C: You’re there so they don’t have to pay someone with tenure. Two of you is one tenured professor.

T: At least. But to get back to the student, the paper was A-worthy. It was a final paper. The final paper is intended to help the student prepare for the final. They turn it in on the day of the final, and it covers all the issues and thinkers we’ve discussed throughout the semester. The point of it is that if you write the final paper, you should not have to study for the final exam. The student would have gotten an A on her final paper. She got a 35 on her final exam, which is a bad fail, which means to me that this person cannot have internalized what she wrote on her paper. And I am of the opinion that not only had she written that paper she would have gotten an A on the exam, but had she even read the paper and used it as a study guide she would have done very well—certainly at least passing—on the final exam.

C: So we’ve got a case of the buying of the paper. That’s where I come in.


Teach: So I’m interested in knowing how much you charge for a paper.

Cheat: I charge between $25 and $35 a page, more if there’s research required. And those are New York City prices, the market is saturated here. I cut deals with repeat customers. I guarantee a B+ on any subject. I get my clients from Craigslist, so I’m a little more expensive than the paper mills, the services…

T: Which are less expensive and easier to detect. With the new software, you can scan in whole papers.

C: Yeah, they have a very distinct style, whereas I give that personal Ivy League touch. I think I’ve written probably over 100 papers.

T: What do you learn about your clients?

C: As much as they want to tell me. I don’t really meet them, so I don’t know them very well. I’ve written papers for Cornell and Columbia students. There are a couple of CUNYs, some NYU, less NYU. One semester I did a guy’s entire course load for a semester. I was paid $1000 a month. So I know a lot about anthropology now. A couple of classes were even interesting. These students are all over the map. At my prices they tend to be a little wealthier. But there are also kids with student loans who just don’t feel like doing it. At the brand-name schools, I get the sense that they tend to be mostly jocks and frat boys. At the public schools, they tend to just be fairly normal, practical people with cash on hand.

T: At a certain point, it’s worth the investment.

C: Precisely. It’s worth your money to get your time back. While I was taking that guy’s classes, he spent the semester driving around the country, spending at least two nights in all 48 continental states. That’s a much better use of your time than four anthro classes. And I was happy to help him do it. Most the paper assignments I get are: read these articles, regurgitate them, quote them, tell me what it’s all about. If you’re not interested in those articles, what are you going to learn from doing that? Nothing! I almost never get an assignment where I think, “Oh, interesting paper topic.” Never happens, with few exceptions. The only times it happens are when the client is buying all of his semester’s papers from me. Most of the papers are dumb papers for introductory classes that the student is clearly just doing for credits. I get serious papers too, graduate papers, but it tends to be people who are not in college to be learning this content.

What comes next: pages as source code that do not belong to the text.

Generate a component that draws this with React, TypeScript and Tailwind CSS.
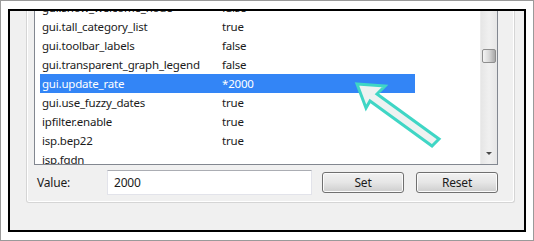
const rows = [
  { name: "gui.show_welcome_node", value: "false" },
  { name: "gui.tall_category_list", value: "true" },
  { name: "gui.toolbar_labels", value: "false" },
  { name: "gui.transparent_graph_legend", value: "false" },
  { name: "gui.update_rate", value: "*2000", selected: true },
  { name: "gui.use_fuzzy_dates", value: "true" },
  { name: "ipfilter.enable", value: "true" },
  { name: "isp.bep22", value: "true" },
  { name: "isp.fqdn", value: "" },
];

export default function App() {
  return (
    <div
      className="w-[534px] h-[241px] bg-white border border-[#9a9a9a] pt-[8px] pl-[7px] overflow-hidden relative"
      style={{ fontFamily: '"Noto Sans", "Open Sans", sans-serif' }}
    >
      <div className="w-[518px] h-[223px] border-2 border-black bg-[#f0f0f0] flex flex-col overflow-hidden text-[11.5px] tracking-[-0.2px] text-[#1b1b1b]">
        {/* group box, top edge is cut off */}
        <div className="ml-[16px] mr-[9px] h-[192px] border-x border-b border-[#d5d5d5] rounded-b-[3px] shadow-[inset_1px_0_0_#fff,inset_-1px_-1px_0_#fff] flex flex-col">
          <div className="ml-[7px] mr-[16px] h-[154px] bg-white border-x border-b border-[#828790] flex overflow-hidden">
            <div className="flex-1 pl-[5px] -mt-[13px]">
              {rows.map((r) => (
                <div
                  key={r.name}
                  className={
                    r.selected
                      ? "w-[375px] h-[19px] flex items-center bg-[#3385f6] text-white"
                      : "w-[375px] h-[19px] flex items-center"
                  }
                >
                  <span className="w-[182px] pl-[2px] whitespace-nowrap">{r.name}</span>
                  <span>{r.value}</span>
                </div>
              ))}
            </div>
            <div className="w-[17px] bg-gradient-to-r from-[#e6e6e6] via-[#f0f0f0] to-[#e6e6e6] border-l border-[#ececec] flex flex-col items-center">
              <div className="mt-[38px] w-[14px] h-[14px] rounded-[2px] border border-[#8e8e8e] bg-gradient-to-r from-[#f4f4f4] via-[#d8d8d8] to-[#a8a8a8]" />
              <div className="mt-auto mb-[9px] w-0 h-0 border-x-[3px] border-x-transparent border-t-[3px] border-t-[#4a4a4a]" />
            </div>
          </div>
          <div className="flex items-center mt-[5px] ml-[10px] text-[12px]">
            <span className="w-[70px]">Value:</span>
            <div className="w-[205px] h-[25px] bg-white border border-[#e2e3ea] border-t-[#abadb3] flex items-center pl-[6px]">
              2000
            </div>
            <button className="ml-[10px] w-[82px] h-[21px] rounded-[3px] border border-[#707070] bg-gradient-to-b from-[#f2f2f2] via-[#e6e6e6] to-[#cdcdcd] shadow-[inset_0_0_0_1px_#fbfbfb]">
              Set
            </button>
            <button className="ml-[12px] w-[82px] h-[21px] rounded-[3px] border border-[#707070] bg-gradient-to-b from-[#f2f2f2] via-[#e6e6e6] to-[#cdcdcd] shadow-[inset_0_0_0_1px_#fbfbfb]">
              Reset
            </button>
          </div>
        </div>
      </div>
      {/* annotation arrow */}
      <svg className="absolute left-0 top-0 pointer-events-none" width="534" height="241">
        <polygon
          points="356,83 384,85 376,93 438,138 431,145 369,100 365,107"
          fill="#eef2f1"
          stroke="#3fd6c5"
          strokeWidth="3"
          strokeLinejoin="miter"
        />
      </svg>
    </div>
  );
}
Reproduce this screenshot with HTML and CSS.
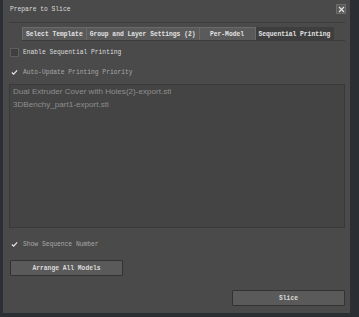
FILE: index.html
```html
<!DOCTYPE html>
<html lang="en">
<head>
  <meta charset="UTF-8" />
  <title>Prepare to Slice</title>
  <link rel="stylesheet" href="styles.css">
</head>
<body>
  <div class="dialog">
    <div class="title-bar">
      <span class="title">Prepare to Slice</span>
      <button class="close-btn">
        <svg width="7" height="7" viewBox="0 0 7 7"><path d="M1 1 L6 6 M6 1 L1 6" stroke="#e0e0e0" stroke-width="1.3"/></svg>
      </button>
    </div>

    <div class="tabs">
      <div class="tab">Select Template</div>
      <div class="tab">Group and Layer Settings (2)</div>
      <div class="tab">Per-Model</div>
      <div class="tab active">Sequential Printing</div>
    </div>

    <label class="check-row">
      <span class="box"></span>
      <span class="label bright">Enable Sequential Printing</span>
    </label>
    <label class="check-row">
      <span class="box checked">
        <svg width="8" height="7" viewBox="0 0 8 7"><path d="M1 3.5 L3 5.5 L7 1" stroke="#e8e8e8" stroke-width="1.3" fill="none"/></svg>
      </span>
      <span class="label">Auto-Update Printing Priority</span>
    </label>

    <div class="model-list">
      <div class="model">Dual Extruder Cover with Holes(2)-export.stl</div>
      <div class="model">3DBenchy_part1-export.stl</div>
    </div>

    <label class="check-row show-seq">
      <span class="box checked">
        <svg width="8" height="7" viewBox="0 0 8 7"><path d="M1 3.5 L3 5.5 L7 1" stroke="#e8e8e8" stroke-width="1.3" fill="none"/></svg>
      </span>
      <span class="label">Show Sequence Number</span>
    </label>

    <button class="btn arrange">Arrange All Models</button>

    <div class="footer">
      <button class="btn slice">Slice</button>
    </div>
  </div>
</body>
</html>
```

FILE: styles.css
```css
body {
  margin: 0;
  background: #2b2f33;
  font-family: 'Liberation Mono', monospace;
  font-size: 6.3px;
  color: #d6d6d6;
  height: 317px;
  overflow: hidden;
}
.dialog {
  margin-left: 3px;
  width: 347px;
  height: 313px;
  background: #4a4a4a;
  box-sizing: border-box;
  padding: 0 5px 0 6px;
  display: flex;
  flex-direction: column;
}
.title-bar {
  height: 23px;
  display: flex;
  justify-content: space-between;
  align-items: center;
  border-bottom: 1px solid #3c3c3c;
  box-sizing: border-box;
  padding: 0 0 4px 1px;
}
.title {
  color: #dcdcdc;
}
.close-btn {
  width: 10px;
  height: 10px;
  padding: 0;
  margin-right: -1px;
  border: 1px solid #6c6c6c;
  background: #5a5a5a;
  display: flex;
  align-items: center;
  justify-content: center;
}

.tabs {
  display: flex;
  margin: 4px 0 0 13px;
  border-bottom: 1px solid #3a3a3a;
  height: 14px;
  box-sizing: border-box;
}
.tab {
  height: 13px;
  line-height: 13px;
  padding: 0 3px;
  min-width: 56px;
  text-align: center;
  background: #5a5a5a;
  border: 1px solid #6a6a6a;
  border-bottom: none;
  border-left: none;
  box-sizing: border-box;
  color: #e2e2e2;
  font-weight: bold;
}
.tab:first-child {
  border-left: 1px solid #6a6a6a;
}
.tab.active {
  background: #3e3e3e;
  border-color: #3e3e3e;
}

.check-row {
  display: flex;
  align-items: center;
  gap: 4px;
  height: 14px;
  margin-top: 4px;
}
.check-row + .check-row {
  margin-top: 6px;
}
.box {
  width: 7px;
  height: 7px;
  margin-left: 1px;
  border: 1px solid #5e5e5e;
  background: #3f3f3f;
  display: flex;
  align-items: center;
  justify-content: center;
}
.box.checked {
  border-color: #4a4a4a;
  background: #4a4a4a;
}
.label {
  color: #a8a8a8;
}
.label.bright {
  color: #dcdcdc;
}

.model-list {
  margin-top: 5px;
  height: 144px;
  background: #444444;
  border: 1px solid #3a3a3a;
  border-right-color: #383838;
  box-sizing: border-box;
  padding: 0 3px;
  font-family: 'Liberation Sans', sans-serif;
  font-size: 8.1px;
  color: #8e8e8e;
}
.model {
  height: 13px;
  line-height: 13px;
}

.show-seq {
  margin-top: 9px;
}

.btn {
  width: 113px;
  height: 16px;
  padding: 0;
  background: #5a5a5a;
  border: 1px solid #333;
  border-radius: 1px;
  font-family: 'Liberation Mono', monospace;
  font-size: 6.3px;
  color: #dadada;
  font-weight: bold;
}
.arrange {
  margin: 9px 0 0 1px;
}
.footer {
  display: flex;
  justify-content: flex-end;
  margin-top: 14px;
}
```
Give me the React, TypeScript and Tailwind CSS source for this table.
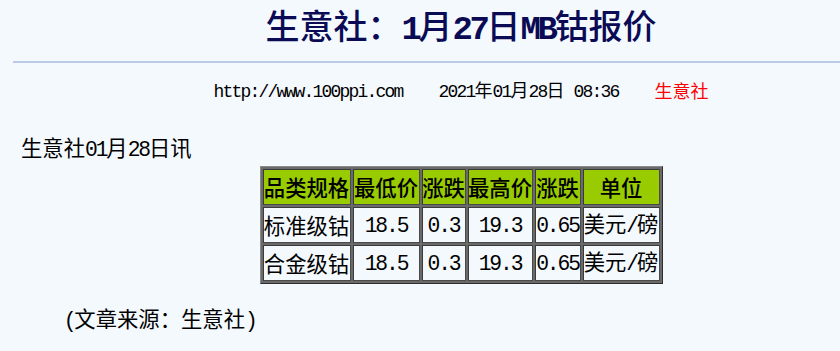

T: I just want to ask about logistics. At what point do you get paid?

C: After I send the paper to the student. It’s a gray economy. If I’m working with a student I don’t know, I’ll usually ask them for a little money upfront. And if they get less than a B+, I refund them the money. In the total number of papers I’ve written, only one student got less than that, she got a B-, but I’d done satisfactory work for her before, so she didn’t complain.


Teach: A lot of times I’m sure people slip plagiarism by me. And a lot of it I turn a blind eye to. The only time I bust a student is when I just can’t turn a blind eye.

Cheat: Which was six this semester?

T: Well, the problem was that there was one I couldn’t turn a blind eye to, so I had to bust everybody, because then it would have been a case of arbitrariness. I could have probably let the person who bought the paper go, but that was a fit of pique.

C: And you were pissed.

T: That’s right. I was feeling like a vengeful and jealous adjunct. In some respects I feel bad about it now.

C: What does your school do to someone who gets caught for plagiarism?

T: The rulebook states that a student who is caught plagiarizing fails the class, and it is noted. A person who is caught plagiarizing twice is expelled. Now I went and I discussed the matter with the departmental representative who liaises with the Committee on Academic Standing, and he told me that I could recommend a punishment. And the punishment that I’ve decided to recommend is simply that they fail the paper, they get a zero on the paper. In all cases, though, that has the effect of having them fail the class, because the paper is worth 20 percent of their grade, and none of them do well on their other work, to bring their grade up to a 60 percent. It’s a de facto F in the class.

C: I can’t help but think it’s a situation where nobody gets what they want. You don’t want to be punishing these people for doing this, and they don’t want to be cheating in the first place. It doesn’t seem to work for anyone involved. Except for me of course.